We're all familiar with expiration dates on things like milk cartons, egg crates and canned goods, but what did you know that lotion, hydrogen peroxide, and even bike helmets can expire too? Buzzfeed compiled a list of 19 household items that can actually expire. Check them out below!
Potatoes: The common potato and other plants of the same nightshade family (like tomatoes and eggplants) contain traces of a toxic chemical called solanine that can be very dangerous and even deadly. The toxin is minimal in raw, unspoiled potatoes, but if sprouted, overexposed to the sun, or stored near other vegetables that increase spoilage (like onions) for a long period of time, the concentration of this chemical can become harmful. When stored correctly, ripe potatoes should stay good for two to three months.
Solution: Don’t eat green (unripe) or sprouted (overripe) potatoes; store potatoes in a cool, dark place.
Bleach and other disinfectants: Bleach loses some if its potency around three months. This shouldn’t be a problem for household laundry, but the disinfectant qualities fall below the EPA standards around this time, which means it isn’t effective for cleaning.
Solution: Toss your bleach every few months or so. Same goes for Lysol and other household disinfectants.
Sunscreen: According to the Mayo Clinic, most sunscreen works at full strength for around three years.
Solution: Throw out sunscreen past the listed expiration date. If it doesn’t have a date on the bottle, just note the day of purchase and toss after a few years.

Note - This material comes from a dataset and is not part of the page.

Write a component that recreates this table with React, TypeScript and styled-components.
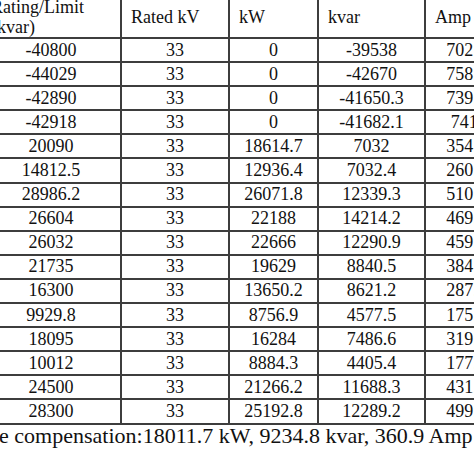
import React from 'react';
import styled, { createGlobalStyle } from 'styled-components';

const GlobalStyle = createGlobalStyle`
  html,
  body {
    margin: 0;
    padding: 0;
    background: #fff;
    overflow: hidden;
  }

  body {
    font-family: 'Liberation Serif', 'Times New Roman', serif;
    color: #111;
  }
`;

const LINE = '#3d3d3d';

const Page = styled.div`
  width: 474px;
  height: 474px;
  overflow: hidden;
  background: #fff;
`;

// the table is cropped: it starts left of and above the visible area
const Sheet = styled.div`
  margin: -5px 0 0 -20px;
  width: max-content;
`;

const Grid = styled.div`
  display: grid;
  grid-template-columns: 140px 108px 89px 107px 92px;
  grid-template-rows: 42px repeat(16, 24.1px);
  border-left: 2px solid ${LINE};
  border-top: 2px solid ${LINE};
`;

const Cell = styled.div<{ $head?: boolean }>`
  box-sizing: border-box;
  display: flex;
  align-items: center;
  justify-content: ${(p) => (p.$head ? 'flex-start' : 'center')};
  padding: ${(p) => (p.$head ? '0 0 0 9px' : '0')};
  border-right: 2px solid ${LINE};
  border-bottom: 2px solid ${LINE};
  font-size: 18px;
  line-height: ${(p) => (p.$head ? '20px' : 'normal')};
  white-space: nowrap;
`;

const Caption = styled.p`
  margin: -2px 0 0 -51px;
  font-size: 22px;
  line-height: 1.15;
  white-space: nowrap;
`;

const rows: string[][] = [
  ['-40800', '33', '0', '-39538', '702.42'],
  ['-44029', '33', '0', '-42670', '758.31'],
  ['-42890', '33', '0', '-41650.3', '739.86'],
  ['-42918', '33', '0', '-41682.1', '741.3'],
  ['20090', '33', '18614.7', '7032', '354.27'],
  ['14812.5', '33', '12936.4', '7032.4', '260.53'],
  ['28986.2', '33', '26071.8', '12339.3', '510.14'],
  ['26604', '33', '22188', '14214.2', '469.62'],
  ['26032', '33', '22666', '12290.9', '459.08'],
  ['21735', '33', '19629', '8840.5', '384.45'],
  ['16300', '33', '13650.2', '8621.2', '287.91'],
  ['9929.8', '33', '8756.9', '4577.5', '175.36'],
  ['18095', '33', '16284', '7486.6', '319.72'],
  ['10012', '33', '8884.3', '4405.4', '177.58'],
  ['24500', '33', '21266.2', '11688.3', '431.19'],
  ['28300', '33', '25192.8', '12289.2', '499.65'],
];

const App: React.FunctionComponent = () => {
  return (
    <Page>
      <GlobalStyle />
      <Sheet>
        <Grid>
          <Cell $head>
            <span>
              Rating/Limit
              <br />
              (kvar)
            </span>
          </Cell>
          <Cell $head>Rated kV</Cell>
          <Cell $head>kW</Cell>
          <Cell $head>kvar</Cell>
          <Cell $head>Amp</Cell>
          {rows.map((row, i) =>
            row.map((value, j) => <Cell key={`${i}-${j}`}>{value}</Cell>)
          )}
        </Grid>
      </Sheet>
      <Caption>Before compensation:18011.7 kW, 9234.8 kvar, 360.9 Amp</Caption>
    </Page>
  );
};

export default App;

>> Read more: Don't Be Rash, Wear Your Sunscreen
Power strips and surge protectors: Cheap power strips or ones that have been overworked can be a fire hazard, and use a lot of energy in your house. Even good-quality surge protectors are only designed to last for a certain amount of joules, which is the amount of excess electrical surges they absorb. Neither products typically come with an expiration date, but the product warranty is a good way to gauge how old they are.
Solution: Only buy surge protectors and power strips with a UL or OSHA rating, and if they start to get discolored or hot to the touch, get a new one. It’s generally a good idea to replace them every couple of years just to keep you (and your electronics) safe.
Spices: Dried spices often last for two to three years, but it depends on the kind, how they were dried, and how they are stored.
Solution: Refer to this chart of how long different spices last.
Car Seats: Because they are made from materials that expand and contract with age and temperature, and the car itself changes temperature so frequently, most car seats expire six to 10 years after their manufacture date, which should be stamped somewhere on the bottom or side. Previous damage or car crashes can also affect the safety of the seat, which is why it isn’t a great idea to buy a used model. (For more info on buying a new car seat, go here.)
Solution: Check for the expiration date on the individual model and don’t buy used versions unless you know the history. If you’re uncertain, there are car seat inspection stations that will check the seat for you.
Mascara: Bacteria (like the kind that causes pinkeye and other infections) can start to grow in an open mascara tube within three months of use. Plus, with lots of pumping, the product will begin to dry out around the same time. Some products even have a hidden expiration date.
Solution: Buy new mascara every couple of months, and don’t share with anyone else.
Loofahs: Sponges and natural loofahs can start to breed bacteria in just a couple of weeks. Plastic mesh loofahs are safe a little longer, up to eight weeks.
Solution: Rinse and dry all your loofahs after each use. Replace natural loofahs every couple weeks, and mesh ones every other month.